Escuchar la palabra de Dios no nos aleja de la tierra, sino todo lo contrario: nos introduce de lleno en ella, nos revela la verdadera realidad. «Decir “sí” al Señor es animarse a abrazar la vida como viene, con toda su fragilidad y pequeñez, y hasta muchas veces con todas sus contradicciones»4. Por eso, la fidelidad de María «no se manifestó en acciones aparatosas, sino en el sacrificio escondido y silencioso de cada jornada»5. Las vidas de todos los santos nos revelan que esa escucha fiel es un tesoro que, después, se derrama en gestos de amor en lo ordinario, que queda así transformado. En María, mujer de la escucha, vemos una vida sin espectáculo externo, mientras lleva a cabo los trabajos propios de una madre de familia de su tiempo; toda la existencia de María está caracterizada por una profunda docilidad al querer divino. Su día a día, al igual que el de su hijo Jesús, está marcado por la alegría de quien ha entrado en la lógica divina: «Contenta de estar allí, donde la quiere Dios, y cumpliendo con esmero la voluntad divina»6. Sus deseos y sus planes se sitúan dentro de los designios de bondad de su Hijo. Y en ellos, María se mueve con soltura y plena libertad.

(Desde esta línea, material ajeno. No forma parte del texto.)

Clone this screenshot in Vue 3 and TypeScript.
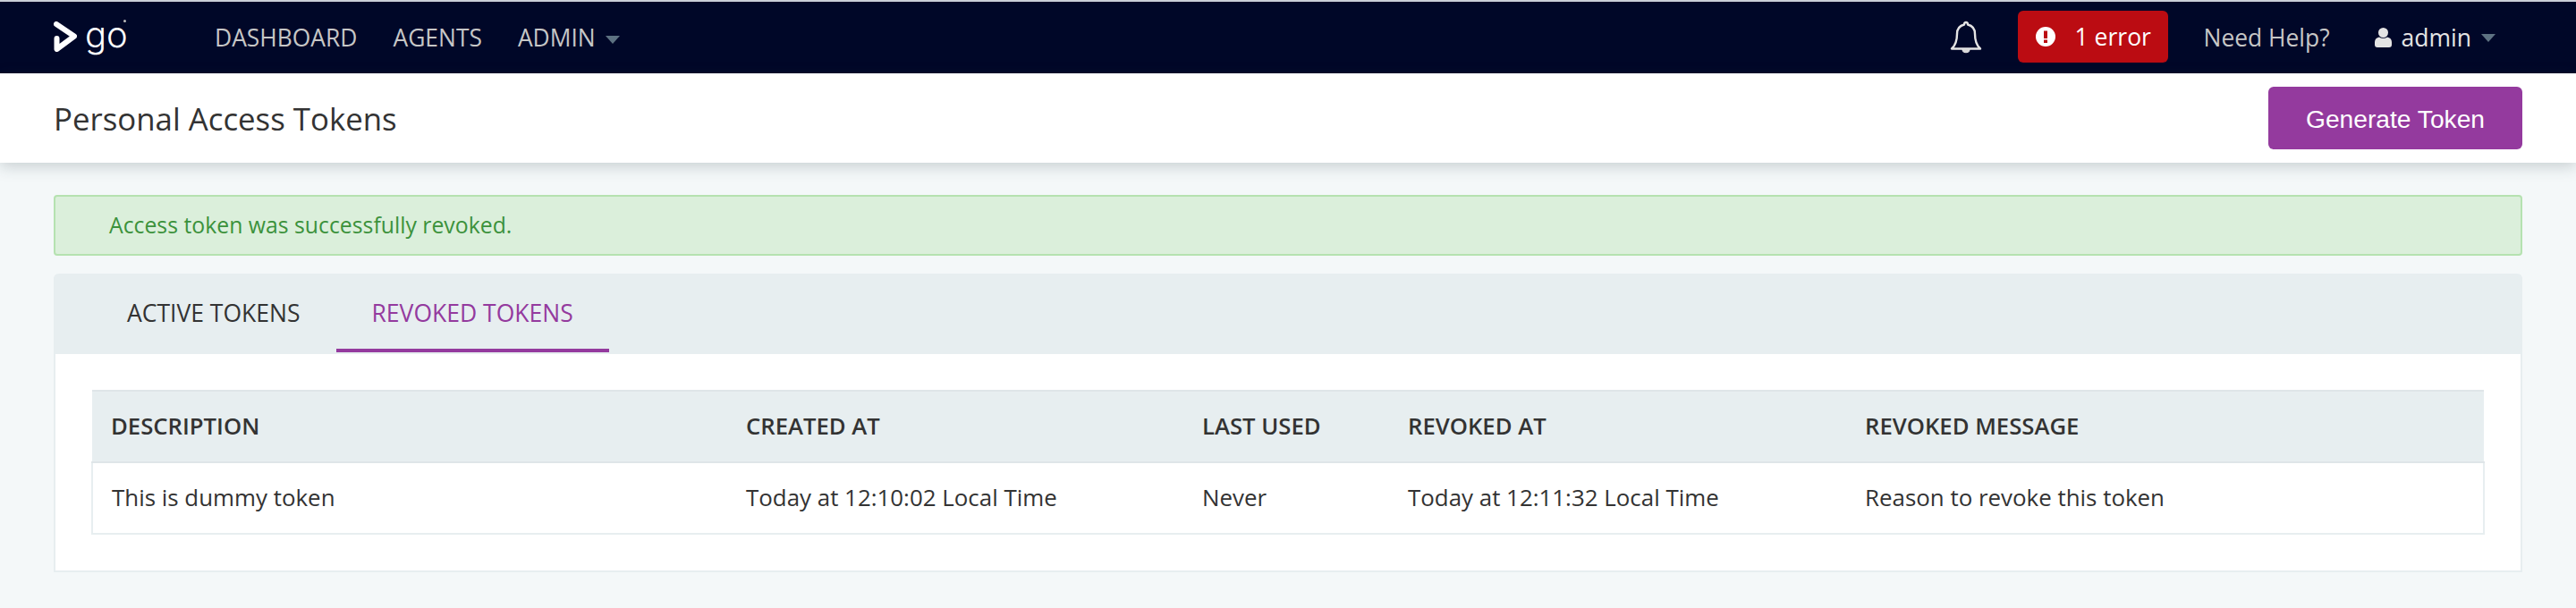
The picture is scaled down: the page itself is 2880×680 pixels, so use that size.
<script setup lang="ts">
import { ref } from 'vue';

interface Column {
  key: string;
  label: string;
}

const activeTab = ref('revoked');

const columns: Column[] = [
  { key: 'description', label: 'Description' },
  { key: 'created', label: 'Created At' },
  { key: 'used', label: 'Last Used' },
  { key: 'revoked', label: 'Revoked At' },
  { key: 'message', label: 'Revoked Message' },
];

const rows: Record<string, string>[] = [
  {
    description: 'This is dummy token',
    created: 'Today at 12:10:02 Local Time',
    used: 'Never',
    revoked: 'Today at 12:11:32 Local Time',
    message: 'Reason to revoke this token',
  },
];
</script>

<template>
  <div class="page">
    <nav class="site-nav">
      <a class="logo">
        <svg class="logo-mark" viewBox="0 0 26 34" width="26" height="34" fill="none" stroke="#fff" stroke-width="6" stroke-linecap="round" stroke-linejoin="round">
          <path d="M3 3 L23 16.5 L3.5 31 L3.5 19" />
        </svg>
        <span class="logo-text">go</span>
        <i class="logo-reg"></i>
      </a>
      <ul class="nav-links">
        <li>Dashboard</li>
        <li>Agents</li>
        <li class="has-caret">Admin<i class="caret"></i></li>
      </ul>
      <div class="nav-right">
        <svg class="bell" viewBox="0 0 36 38" width="36" height="38" fill="none" stroke="#e4e4e4" stroke-width="2.4" stroke-linejoin="round">
          <path d="M18 2 C16.5 2 16 3 16 4.5 C10.5 5.8 8 10 8 15 C8 23 6.5 27.5 2 31.5 L34 31.5 C29.5 27.5 28 23 28 15 C28 10 25.5 5.8 20 4.5 C20 3 19.5 2 18 2 Z" />
          <path d="M14 32 C14.5 37 21.5 37 22 32" fill="#d8d8d8" stroke-width="1.2" />
        </svg>
        <div class="error-badge">
          <svg viewBox="0 0 22 22" width="22" height="22">
            <circle cx="11" cy="11" r="11" fill="#fff" />
            <rect x="9" y="4.5" width="4" height="8.5" fill="#bb0c12" />
            <rect x="9" y="14.5" width="4" height="3.5" fill="#bb0c12" />
          </svg>
          <span>1 error</span>
        </div>
        <a class="help">Need Help?</a>
        <div class="user">
          <svg viewBox="0 0 19 22" width="19" height="22" fill="#e4e4e4">
            <circle cx="9.5" cy="5.5" r="5.5" />
            <path d="M5 10.5 C7 12.2 12 12.2 14 10.5 C17 11 19 13 19 16 L19 19 C19 21 18 22 16 22 L3 22 C1 22 0 21 0 19 L0 16 C0 13 2 11 5 10.5 Z" />
          </svg>
          <span class="user-name">admin</span>
          <i class="caret"></i>
        </div>
      </div>
    </nav>

    <header class="page-header">
      <h1>Personal Access Tokens</h1>
      <button class="primary-btn">Generate Token</button>
    </header>

    <main class="content">
      <div class="alert">Access token was successfully revoked.</div>

      <section class="panel">
        <div class="tabs">
          <a class="tab" :class="{ active: activeTab === 'active' }" @click="activeTab = 'active'">Active Tokens</a>
          <a class="tab" :class="{ active: activeTab === 'revoked' }" @click="activeTab = 'revoked'">Revoked Tokens</a>
        </div>
        <div class="panel-body">
          <table class="tokens">
            <thead>
              <tr>
                <th v-for="col in columns" :key="col.key">{{ col.label }}</th>
              </tr>
            </thead>
            <tbody>
              <tr v-for="(row, i) in rows" :key="i">
                <td v-for="col in columns" :key="col.key">{{ row[col.key] }}</td>
              </tr>
            </tbody>
          </table>
        </div>
      </section>
    </main>
  </div>
</template>

<style>
html,
body {
  margin: 0;
  background: #f4f8f9;
}
</style>

<style scoped>
.page {
  width: 2880px;
  height: 680px;
  overflow: hidden;
  background: #f4f8f9;
  font-family: 'Open Sans', sans-serif;
  color: #333;
}

.site-nav {
  display: flex;
  align-items: center;
  height: 80px;
  border-top: 2px solid #c9ced8;
  background: #000728;
  padding: 0 90px 0 60px;
}

.logo {
  position: relative;
  display: flex;
  align-items: center;
  width: 180px;
  color: #fff;
  margin-top: -2px;
}

.logo-text {
  margin: -4px 0 0 9px;
  font-family: Inter, sans-serif;
  font-size: 40px;
  font-weight: 300;
  line-height: 46px;
}

.logo-reg {
  position: absolute;
  left: 78px;
  top: 2px;
  width: 3px;
  height: 3px;
  border-radius: 50%;
  background: #bbb;
}

.nav-links {
  display: flex;
  gap: 40px;
  margin: 0;
  padding: 0;
  list-style: none;
  font-size: 26.4px;
  color: #c6c6c6;
  text-transform: uppercase;
}

.caret {
  display: inline-block;
  width: 0;
  height: 0;
  margin-left: 11px;
  border-left: 8px solid transparent;
  border-right: 8px solid transparent;
  border-top: 9px solid #5d7282;
  vertical-align: 3px;
}

.nav-right {
  display: flex;
  align-items: center;
  margin-left: auto;
}

.bell {
  margin-right: 40px;
}

.error-badge {
  display: flex;
  align-items: center;
  gap: 22px;
  width: 168px;
  height: 58px;
  box-sizing: border-box;
  padding-left: 20px;
  margin-top: -2px;
  border-radius: 6px;
  background: #bb0c12;
  color: #fff;
  font-size: 26.5px;
}

.help {
  margin-left: 40px;
  font-size: 26.4px;
  color: #c6c6c6;
}

.user {
  display: flex;
  align-items: center;
  margin-left: 50px;
  font-size: 26.5px;
  color: #e4e4e4;
}

.user-name {
  margin-left: 11px;
}

.page-header {
  position: relative;
  display: flex;
  align-items: center;
  justify-content: space-between;
  height: 100px;
  padding: 0 60px;
  background: #fff;
  box-shadow: 0 4px 16px rgba(40, 60, 70, 0.22);
}

.page-header h1 {
  margin: 0;
  font-size: 34.8px;
  font-weight: 400;
  color: #333;
}

.primary-btn {
  width: 284px;
  height: 70px;
  padding-top: 4px;
  border: 0;
  border-radius: 6px;
  background: #943a9e;
  color: #fff;
  font-family: 'Liberation Sans', Arial, sans-serif;
  font-size: 28.2px;
}

.content {
  padding: 36px 60px 0;
}

.alert {
  display: flex;
  align-items: center;
  height: 68px;
  box-sizing: border-box;
  padding: 0 0 2px 60px;
  border: 2px solid #b5e2b0;
  border-radius: 4px;
  background: #dbefdb;
  color: #3c923c;
  font-size: 24.8px;
}

.panel {
  margin-top: 20px;
  border: 2px solid #e7eef0;
  border-top: 0;
  border-radius: 6px 6px 0 0;
  background: #fff;
}

.tabs {
  display: flex;
  height: 90px;
  margin: 0 -2px;
  padding-left: 42px;
  border-radius: 6px 6px 0 0;
  background: #e7eef0;
}

.tab {
  display: flex;
  align-items: center;
  height: 80px;
  padding: 4px 40px 0;
  border-bottom: 4px solid transparent;
  font-size: 26.5px;
  color: #333;
  text-transform: uppercase;
  cursor: pointer;
}

.tab.active {
  border-bottom-color: #943a9e;
  color: #943a9e;
}

.panel-body {
  padding: 40px 40px 40px;
}

.tokens {
  width: 100%;
  table-layout: fixed;
  border-collapse: collapse;
  font-size: 25.9px;
}

.tokens th,
.tokens td {
  box-sizing: border-box;
  padding: 0 21px 3px;
  text-align: left;
}

.tokens th {
  height: 80px;
  padding-bottom: 1px;
  border-top: 2px solid #dfe5e8;
  border-bottom: 2px solid #dfe5e8;
  background: #e7eef0;
  font-size: 25.7px;
  font-weight: 600;
  text-transform: uppercase;
}

.tokens td {
  height: 80px;
  border-bottom: 2px solid #e7eef0;
}

.tokens tbody tr {
  border-left: 2px solid #e7eef0;
  border-right: 2px solid #e7eef0;
}

.tokens th:nth-child(1) { width: 710px; }
.tokens th:nth-child(2) { width: 510px; }
.tokens th:nth-child(3) { width: 230px; }
.tokens th:nth-child(4) { width: 511px; }
</style>
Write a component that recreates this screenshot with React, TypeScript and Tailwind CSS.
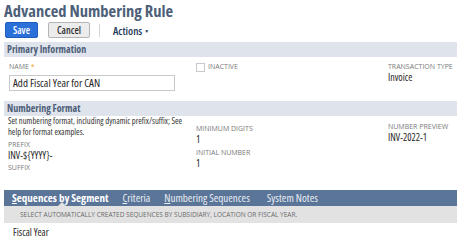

A SAN JOSEMARÍA le gustaba considerar que, en el momento de la Anunciación, la Virgen se encontraba recogida en oración. Muchos pintores han representado así esta escena, añadiendo entre sus manos un libro de las Escrituras. Para ella la lectura de esas páginas no era simplemente recordar eventos de otra época: eran las palabras que el Señor dirigía a ella misma en un determinado momento. «No hay mejor forma de rezar que ponerse como María en una actitud de apertura, con el corazón abierto a Dios: “Señor, lo que tú quieres, cuando tú quieres y como tú quieres”. Es decir, con el corazón abierto a Dios y Dios siempre responde»7.
Leer las Escrituras con esa apertura de corazón nos llevará a descubrir lo que Dios quiere decirnos hoy y ahora. Como su palabra es siempre viva y eficaz, podemos leer una y otra vez el mismo pasaje con novedad. Escuchar así la palabra de Dios nos llevará, como de la mano, a cumplirla, poniendo al servicio de Dios nuestra libertad, nuestra inteligencia y nuestra amplia capacidad de amar. En realidad, escuchar y cumplir la palabra de Dios son dos cosas inseparables, pues «la palabra de Dios se comprende realmente solo cuando se empieza a practicarla»8. Podemos pedir a la Virgen que sepamos meditar las Escrituras con la misma apertura de corazón que marcó su vida.